Today I let go of an identity prop I have had for almost 40 years.
I was 15, on retreat at a monestary, and one morning I entered the chapel and chose not to put a host in the chalice for vespers. That meant I had decided not to take communion, and I haven’t done so since.
Until today, that is. Global Communion Day 2007.
I have been churches for years, feeling like Goldilocks. One is too cerebral, one is not cerebral enough, so finding the “just right” mix of thought and emotion is hard.
The other problem, though, is that while I may feel like Goldilocks, churches and their members often see me as the Big Bad Bear. A transwoman is a great tool for a church to explore the bounds of Christian compassion beyond fear. Heck, I’ve even had a Unitarian pastor refuse to shake my hand as I left her church, and later tell me in an e-mail that she found me scary.

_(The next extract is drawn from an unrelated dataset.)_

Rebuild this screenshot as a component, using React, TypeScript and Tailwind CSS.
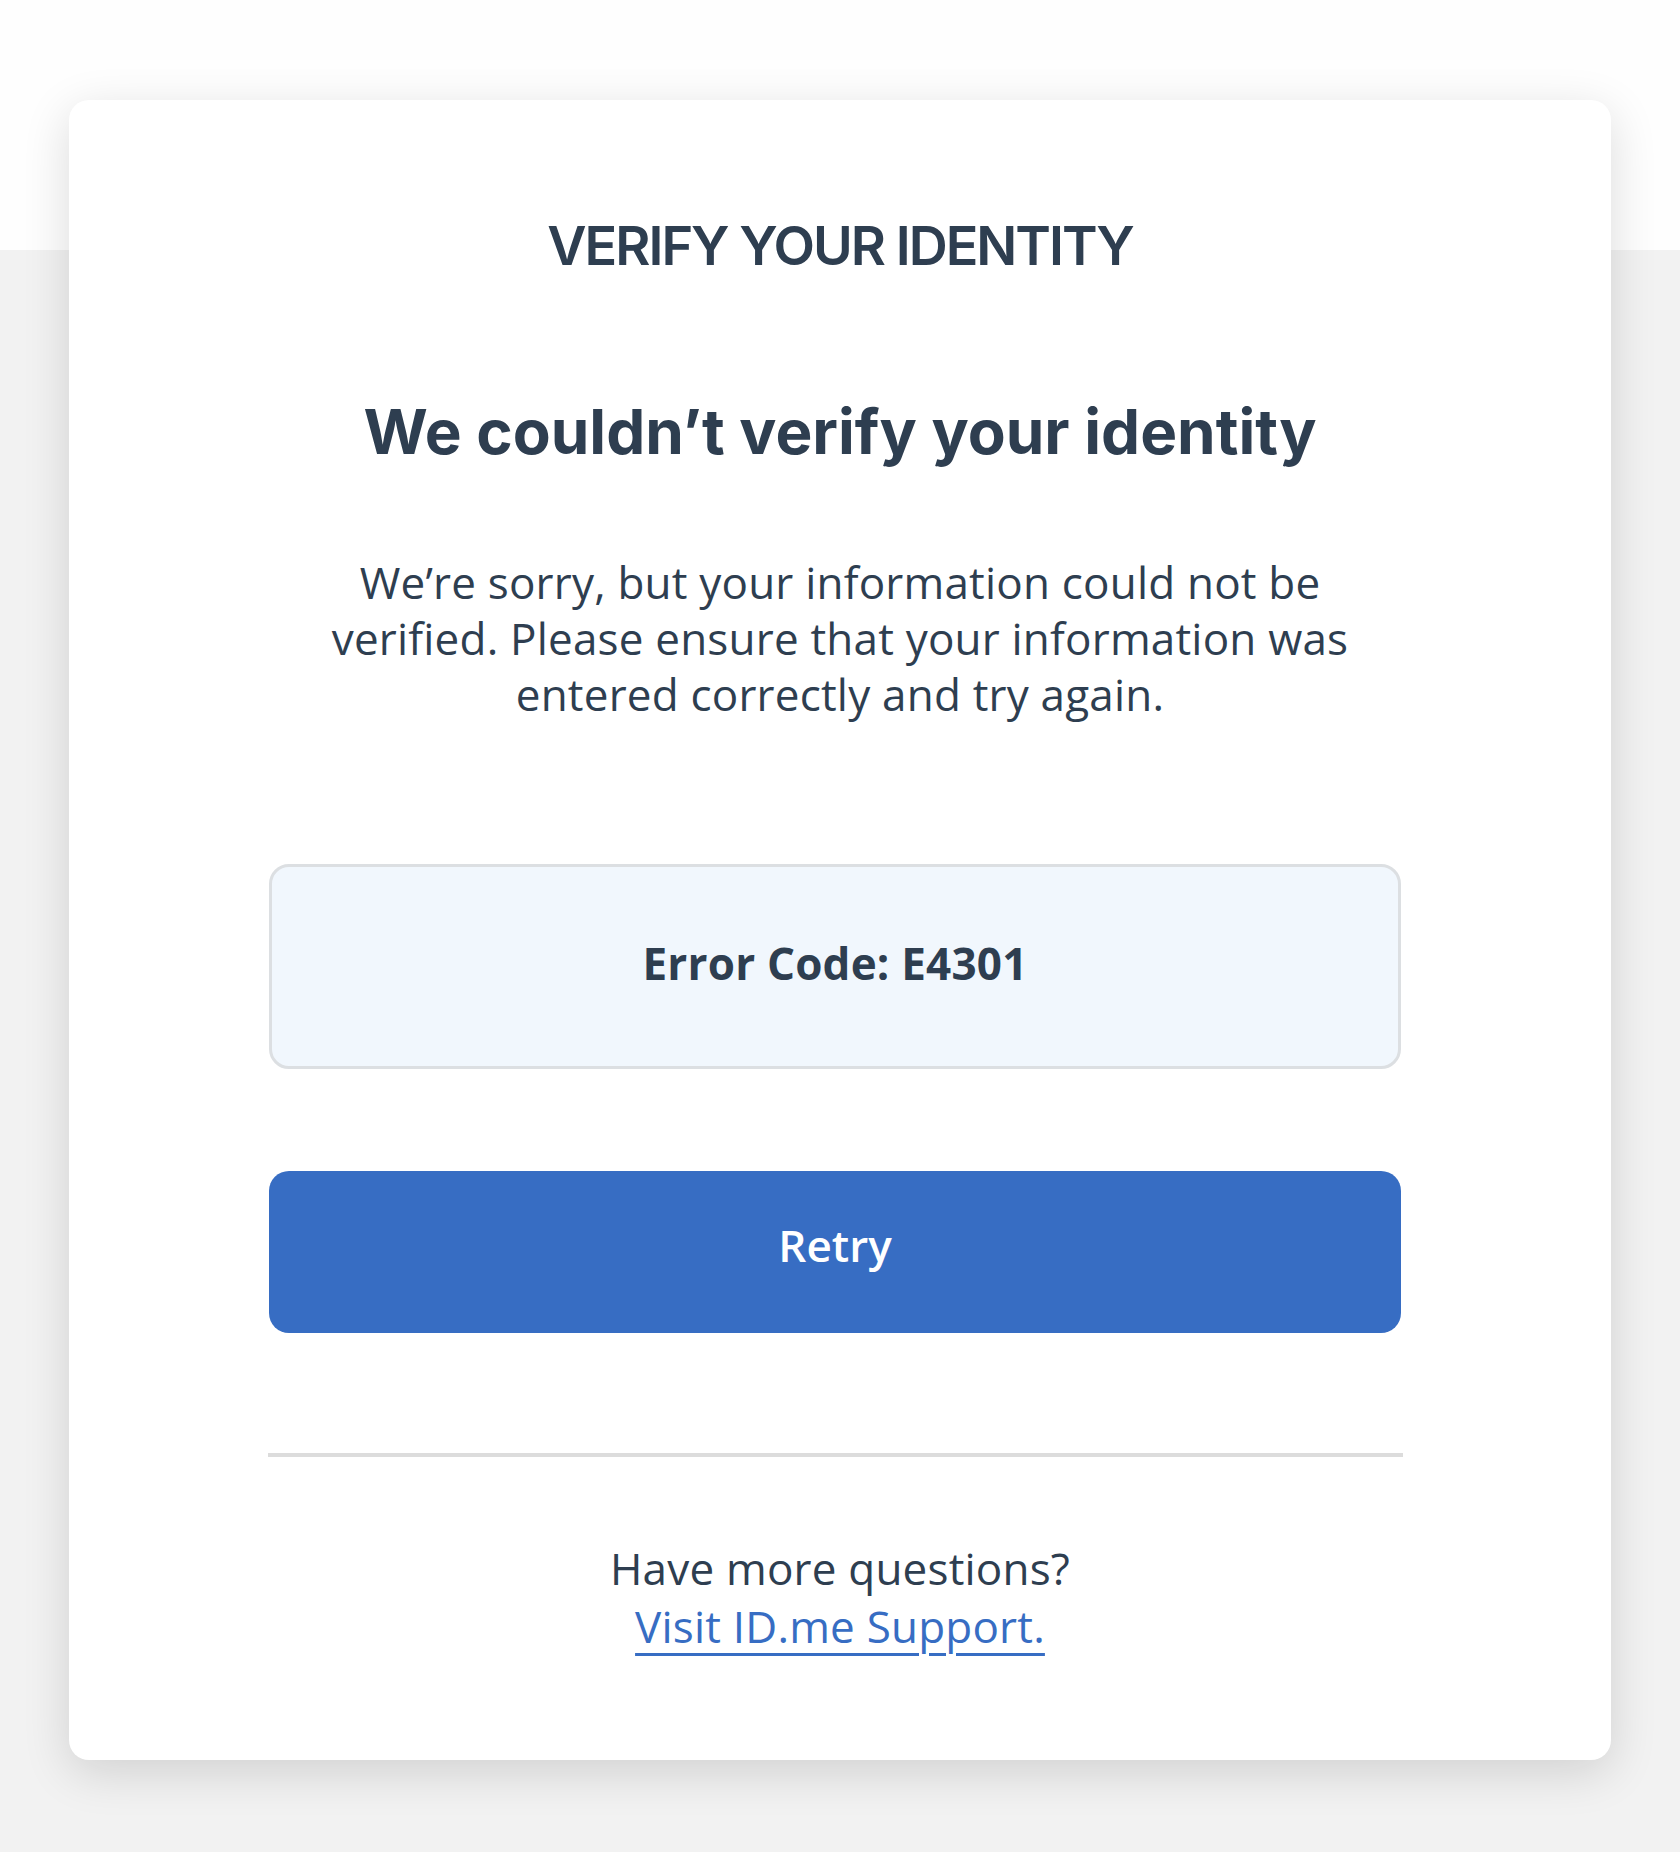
import React from 'react';

export default function App() {
  return (
    <div className="min-h-[1852px] w-full bg-[linear-gradient(to_bottom,#fefefe_250px,#f2f2f2_250px)] pt-[100px] px-[69px] pb-[94px]">
      <div className="mx-auto w-[1542px] rounded-[20px] bg-white px-[205px] pt-[119px] pb-[105px] shadow-[0_12px_48px_rgba(0,0,0,0.14)] text-[#2e3e50]">
        {/* Header */}
        <h1 className="font-['Inter','Noto_Sans',sans-serif] text-center text-[54px] leading-none font-semibold uppercase tracking-[-2px]">
          Verify your identity
        </h1>

        <h2 className="mt-[128px] font-['Inter','Noto_Sans',sans-serif] text-center text-[62px] leading-none font-bold">
          We couldn’t verify your identity
        </h2>

        <p className="mx-auto mt-[91px] max-w-[1050px] font-['Open_Sans','Noto_Sans',sans-serif] text-center text-[44px] leading-[56px] tracking-[0.2px]">
          We’re sorry, but your information could not be verified. Please ensure that your
          information was entered correctly and try again.
        </p>

        {/* Error code */}
        <div className="mt-[142px] -ml-[5px] mr-[5px] flex h-[205px] items-center justify-center rounded-[20px] border-[3px] border-[#dcdfe2] bg-[#f1f7fd] pb-[7px]">
          <span className="font-['Open_Sans','Noto_Sans',sans-serif] text-[44px] font-bold leading-none tracking-[0.2px]">
            Error Code: E4301
          </span>
        </div>

        <div className="-ml-[5px] mr-[5px]">
          <button className="mt-[102px] flex h-[162px] w-full items-center justify-center rounded-[20px] bg-[#376dc3] pb-[14px] font-['Open_Sans','Noto_Sans',sans-serif] text-[44px] font-semibold text-white">
            Retry
          </button>
        </div>

        <div className="mt-[120px] -ml-[6px] mr-[3px] h-[4px] bg-[#dcdcdc]" />

        <div className="mt-[82px] font-['Open_Sans','Noto_Sans',sans-serif] text-center text-[44px] leading-[58px] tracking-[0.2px]">
          <p>Have more questions?</p>
          <a href="#" className="text-[#376dc3] underline decoration-[3px] underline-offset-[10px]">
            Visit ID.me Support.
          </a>
        </div>
      </div>
    </div>
  );
}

I’ve been to GLBT inclusion events and been too challenging for pastors there. One saw someone he just had to speak to across the room just before the passing of the peace, when he would have had to shake my hand. Another was in a seminar saying that she wanted some nice queers in her church to hasten the work, but then pointed at me in my tasteful JC Penny suit, and said that I was just too queer.
I’m used to walking into churches and just sitting in the back of the room with the trannys. That’s a joke, of course; there are never any other trannys to sit with.
It was impossible to escape the welcome this morning at United Presbyterian in Troy, “Where People with Differences Unite in Christ.”
One older woman, who hadn’t quite cottoned onto my history, asked why I came.
“It was the big rainbow flag you have outside,” I half-joked, meaning the ads and website and other parts of their “More Light” campaign.
The woman looked bewildered.
Margaret, who knew, smiled. “We have had three of those ripped down,” she told me. “We just put up another one.” I didn’t bother to add that I knew many self-professed Christians who would tear me down, too.
It seemed clear to me that women have a big part in running the church, from the woman pastor, Alexandra S. Lusak, to the moms who made sure there are stuffed animals in the pews and coloring clipboards in front for the kids. The congregation looked diverse; I suspected a few of those kids had two mommies.
I knew that the first Sunday was when this congregation celebrated the Eucharist, I did. But I wasn’t expecting to participate. I just went because this was the first chance since March to easily go.
The pastor preached about the importance of communion, not just the sacrament between you and God, but also the sacrament between you and all the other people who are at the same symbolic table, sharing the same meal with you. She spoke of the love that binds those in communion, and finished by saying that the table was ready for the sharing of bread, wine and love.
“Are you ready?” was her final question.
OK, well, that resonated with me. I thought it was interesting that I had felt no need to deconstruct her sermon, even if the Christic imagery was a bit much, but understood she was using her mind to speak emotion, to call not to intellect but to heart.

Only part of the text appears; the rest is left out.